Here, Dooley, as managing member, does not have individual standing to maintain claims against UBS for actions it may or may not have taken with regard to its management of the YES accounts owned by Fleur Holdings. Therefore there has been no misnomer because Dooley has never been the correct party to request the Rule 202 depositions.
The trial court abused its discretion by granting Dooley's petition for the Rule 202 depositions. UBS also does not have an adequate remedy by appeal.

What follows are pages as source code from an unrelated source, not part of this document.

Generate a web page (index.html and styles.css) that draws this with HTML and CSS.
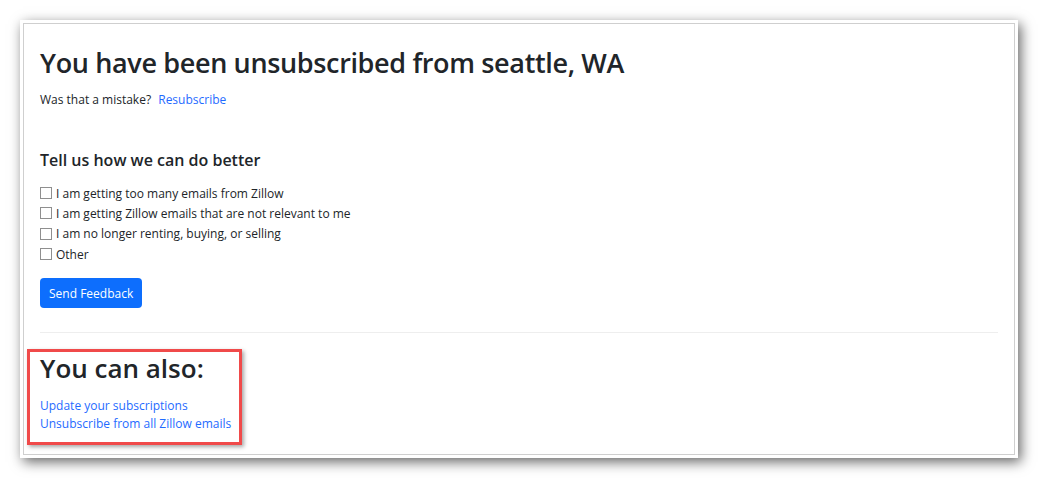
FILE: index.html
```html
<!DOCTYPE html>
<html lang="en">
<head>
    <meta charset="UTF-8">
    <title>Unsubscribed</title>
    <link rel="stylesheet" href="styles.css">
</head>
<body>
    <div class="frame">
        <div class="page">
            <h1 class="title">You have been unsubscribed from seattle, WA</h1>
            <p class="mistake">Was that a mistake? <a href="#">Resubscribe</a></p>

            <!-- Feedback form -->
            <form class="feedback">
                <h2>Tell us how we can do better</h2>
                <label class="option"><input type="checkbox"> I am getting too many emails from Zillow</label>
                <label class="option"><input type="checkbox"> I am getting Zillow emails that are not relevant to me</label>
                <label class="option"><input type="checkbox"> I am no longer renting, buying, or selling</label>
                <label class="option"><input type="checkbox"> Other</label>
                <button type="button" class="send-btn">Send Feedback</button>
            </form>

            <hr class="divider">

            <div class="also">
                <h2>You can also:</h2>
                <a href="#">Update your subscriptions</a>
                <a href="#">Unsubscribe from all Zillow emails</a>
            </div>
        </div>
    </div>
</body>
</html>
```

FILE: styles.css
```css
body {
    margin: 0;
    padding-bottom: 20px;
    font-family: "Open Sans", "Noto Sans", sans-serif;
    color: #212529;
    background-color: #fff;
}

a {
    color: #1f6bff;
    text-decoration: none;
}

.frame {
    margin: 20px 20px 0 20px;
    width: 992px;
    height: 432px;
    padding: 3px;
    background-color: #fff;
    box-shadow: 3px 4px 12px rgba(0, 0, 0, 0.6);
}

.page {
    height: 100%;
    box-sizing: border-box;
    border: 1px solid #cfcfcf;
    padding: 25px 16px 0 16px;
}

.title {
    margin: 0;
    font-size: 27px;
    font-weight: 600;
    line-height: 1;
    letter-spacing: -0.35px;
}

.mistake {
    margin: 15px 0 0 0;
    font-size: 12px;
    line-height: 18px;
}

.mistake a {
    margin-left: 4px;
}

.feedback {
    margin-top: 42px;
}

.feedback h2 {
    margin: 0 0 13px 0;
    font-size: 16px;
    font-weight: 600;
    line-height: 19px;
}

.option {
    display: flex;
    align-items: center;
    gap: 4px;
    font-size: 12px;
    height: 20.3px;
}

.option input {
    appearance: none;
    margin: 0;
    width: 12px;
    height: 12px;
    border: 1px solid #8f8f8f;
    background-color: #fff;
}

.send-btn {
    margin-top: 14px;
    padding: 0 9px;
    height: 30px;
    background-color: #0d6efd;
    color: white;
    border: none;
    border-radius: 4px;
    font-family: inherit;
    font-size: 12px;
    cursor: pointer;
}

.divider {
    margin: 24px 0 0 0;
    border: none;
    border-top: 1px solid #eee;
}

.also {
    margin-top: 16px;
    margin-left: -13px;
    width: 199px;
    padding: 3px 0 9px 10px;
    border: 3px solid #f04a4a;
    box-shadow: 2px 2px 4px rgba(0, 0, 0, 0.35);
}

.also h2 {
    margin: 0 0 16px 0;
    font-size: 26px;
    font-weight: 600;
    line-height: 1;
}

.also a {
    display: block;
    font-size: 12px;
    line-height: 18px;
}
```
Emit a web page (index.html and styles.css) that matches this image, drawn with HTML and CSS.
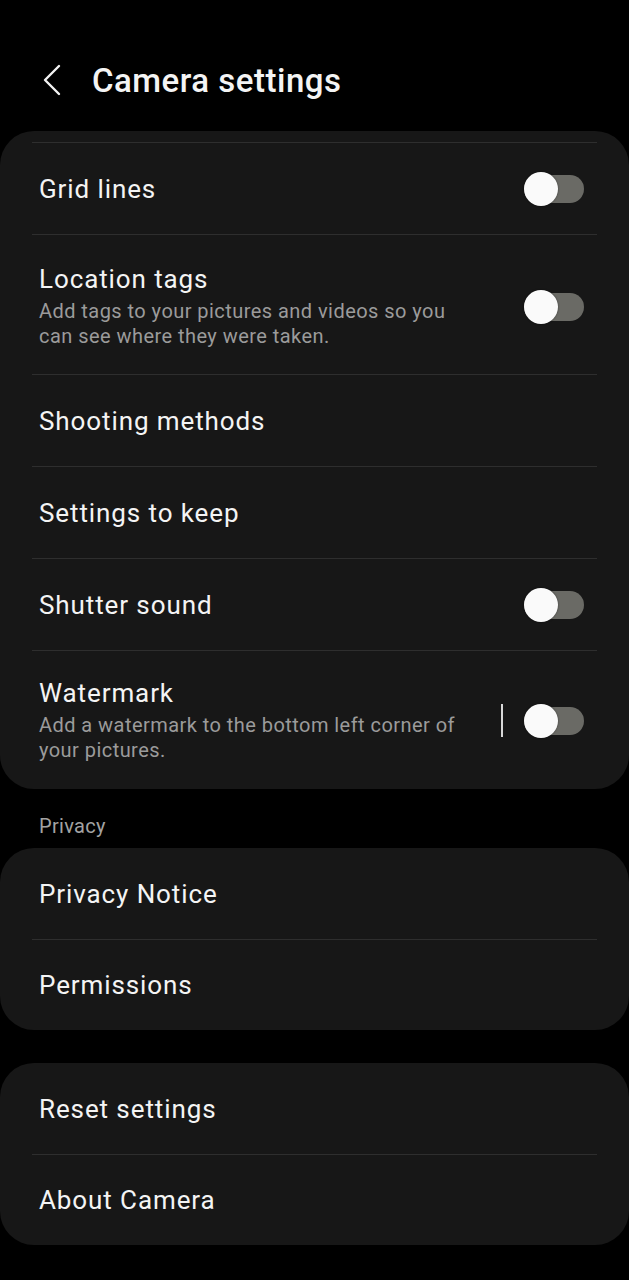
FILE: index.html
```html
<!DOCTYPE html>
<html>
<head>
    <meta charset="UTF-8">
    <title>Camera settings</title>
    <link rel="stylesheet" href="styles.css">
</head>
<body>
    <header class="top-bar">
        <svg class="back" width="20" height="32" viewBox="0 0 20 32">
            <polyline points="17,2 3,16 17,30" fill="none" stroke="#f2f2f2" stroke-width="2.4" stroke-linecap="round" stroke-linejoin="round"/>
        </svg>
        <h1>Camera settings</h1>
    </header>

    <section class="card">
        <div class="list">
            <div class="cut"></div>
            <div class="row">
                <div class="text"><div class="title">Grid lines</div></div>
                <div class="switch"><span class="knob"></span></div>
            </div>
            <div class="row tall">
                <div class="text">
                    <div class="title">Location tags</div>
                    <div class="sub">Add tags to your pictures and videos so you can see where they were taken.</div>
                </div>
                <div class="switch"><span class="knob"></span></div>
            </div>
            <div class="row">
                <div class="text"><div class="title">Shooting methods</div></div>
            </div>
            <div class="row">
                <div class="text"><div class="title">Settings to keep</div></div>
            </div>
            <div class="row">
                <div class="text"><div class="title">Shutter sound</div></div>
                <div class="switch"><span class="knob"></span></div>
            </div>
            <div class="row tall last">
                <div class="text">
                    <div class="title">Watermark</div>
                    <div class="sub">Add a watermark to the bottom left corner of your pictures.</div>
                </div>
                <span class="sep"></span>
                <div class="switch"><span class="knob"></span></div>
            </div>
        </div>
    </section>

    <div class="label">Privacy</div>

    <section class="card">
        <div class="list">
            <div class="row">
                <div class="text"><div class="title">Privacy Notice</div></div>
            </div>
            <div class="row">
                <div class="text"><div class="title">Permissions</div></div>
            </div>
        </div>
    </section>

    <section class="card gap">
        <div class="list">
            <div class="row">
                <div class="text"><div class="title">Reset settings</div></div>
            </div>
            <div class="row">
                <div class="text"><div class="title">About Camera</div></div>
            </div>
        </div>
    </section>
</body>
</html>
```

FILE: styles.css
```css
body {
    margin: 0;
    background: #000;
    color: #f4f4f4;
    font-family: Roboto, "Liberation Sans", sans-serif;
}
.top-bar {
    height: 131px;
    display: flex;
    align-items: center;
    padding: 29px 0 0 42px;
    box-sizing: border-box;
}
.back {
    display: block;
    margin-right: 30px;
}
h1 {
    margin: 0;
    font-size: 33px;
    font-weight: 500;
    letter-spacing: 0.5px;
}
.card {
    background: #171717;
    border-radius: 34px;
}
.card.gap {
    margin-top: 33px;
}
.list {
    padding: 0 32px;
}
.cut {
    height: 11px;
}
.row {
    display: flex;
    align-items: center;
    min-height: 91px;
    padding: 0 13px 0 7px;
    border-top: 1px solid #2e2e2e;
}
.list > .row:first-child {
    border-top: none;
}
.list > .row:last-child {
    min-height: 90px;
}
.row.tall,
.list > .row.tall:last-child {
    padding-top: 29px;
    padding-bottom: 25px;
    min-height: 0;
}
.list > .row.tall.last {
    padding-top: 27px;
    padding-bottom: 26px;
}
.text {
    flex: 1;
}
.title {
    font-size: 26px;
    line-height: 30px;
    letter-spacing: 0.9px;
}
.sub {
    max-width: 430px;
    margin-top: 5px;
    font-size: 20px;
    line-height: 25px;
    letter-spacing: 0.45px;
    color: #9b9b9b;
}
.sep {
    width: 2px;
    height: 33px;
    background: #d8d8d8;
    margin-right: 21px;
}
.switch {
    width: 60px;
    height: 28px;
    border-radius: 14px;
    background: #6a6a65;
    display: flex;
    align-items: center;
}
.knob {
    width: 34px;
    height: 34px;
    flex: none;
    border-radius: 50%;
    background: #fafafa;
    box-shadow: 0 0 2px rgba(0,0,0,0.5);
}
.label {
    padding: 24px 39px 9px;
    font-size: 20px;
    line-height: 26px;
    color: #a3a3a3;
    letter-spacing: 0.3px;
}
```
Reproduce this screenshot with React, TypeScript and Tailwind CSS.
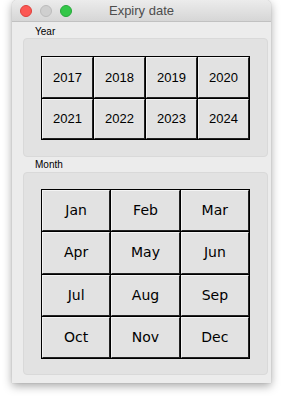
const YEARS = ["2017", "2018", "2019", "2020", "2021", "2022", "2023", "2024"]
const MONTHS = ["Jan", "Feb", "Mar", "Apr", "May", "Jun", "Jul", "Aug", "Sep", "Oct", "Nov", "Dec"]

const SANS = "font-['Liberation_Sans','Helvetica',sans-serif]"
const LUCIDA = "font-['DejaVu_Sans','Lucida_Grande',sans-serif]"

function Cell({ label, className }: { label: string; className: string }) {
  return (
    <div className="bg-[#e2e2e2] border border-t-[#f4f4f4] border-l-[#f4f4f4] border-r-[#222] border-b-[#222] flex items-center justify-center">
      <span className={className}>{label}</span>
    </div>
  )
}

export default function App() {
  return (
    <div className="w-[283px] h-[396px] bg-white pl-[12px] overflow-hidden">
      <div className="w-[259px] h-[383px] bg-[#ececec] rounded-t-[5px] shadow-[0_3px_10px_rgba(0,0,0,0.35),0_0_1px_rgba(0,0,0,0.3)] flex flex-col">
        {/* title bar */}
        <div className="relative h-[22px] rounded-t-[5px] bg-gradient-to-b from-[#ececec] to-[#d6d6d6] border-b border-[#c1c1c1] flex items-center pl-[8px] gap-[8px]">
          <span className="w-[12px] h-[12px] rounded-full bg-[#fc5753] border border-[#de3f3a]" />
          <span className="w-[12px] h-[12px] rounded-full bg-[#cfcfcf] border border-[#bcbcbc]" />
          <span className="w-[12px] h-[12px] rounded-full bg-[#33c748] border border-[#27a83a]" />
          <span className={`absolute inset-0 flex items-center justify-center text-[13px] text-[#4d4d4d] ${SANS}`}>
            Expiry date
          </span>
        </div>

        <div className="pl-[11px] pr-[3px] flex flex-col">
          <div className={`h-[16px] pt-[4px] pl-[12px] text-[10px] leading-[12px] text-black ${SANS}`}>Year</div>
          <div className="h-[119px] rounded-[4px] bg-[#e2e2e2] border border-[#d9d9d9] pt-[17px] pl-[17px]">
            <div className="w-[209px] h-[84px] grid grid-cols-4 grid-rows-2 gap-[1px] bg-black border border-black">
              {YEARS.map((y) => (
                <Cell key={y} label={y} className={`text-[13px] text-black ${SANS}`} />
              ))}
            </div>
          </div>

          <div className={`h-[15px] pt-[2px] pl-[12px] text-[10px] leading-[12px] text-black ${SANS}`}>Month</div>
          <div className="h-[203px] rounded-[4px] bg-[#e2e2e2] border border-[#d9d9d9] pt-[16px] pl-[17px]">
            <div className="w-[209px] h-[170px] grid grid-cols-3 grid-rows-4 gap-[1px] bg-black border border-black">
              {MONTHS.map((m) => (
                <Cell key={m} label={m} className={`text-[14px] text-black ${LUCIDA}`} />
              ))}
            </div>
          </div>
        </div>
      </div>
    </div>
  )
}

See Akzo Nobel Chem., Inc., 24 S.W.3d at 920 (stating that mandamus review is available for orders granting petition for presuit depositions because appeal is not adequate remedy).
CONCLUSION
Having held that UBS has shown that the trial court abused its discretion and UBS does not have an adequate remedy by appeal, we conditionally grant UBS's petition for writ of mandamus and direct the trial court to vacate its January 8, 2020 order granting Dooley's request to take the presuit depositions of UBS's employees. The writ will issue only if the trial court fails to act in accordance with this opinion. We also lift our stay entered on January 31, 2020.
/s/ Ken Wise
Justice Panel consists of Justices Wise, Jewell, and Poissant.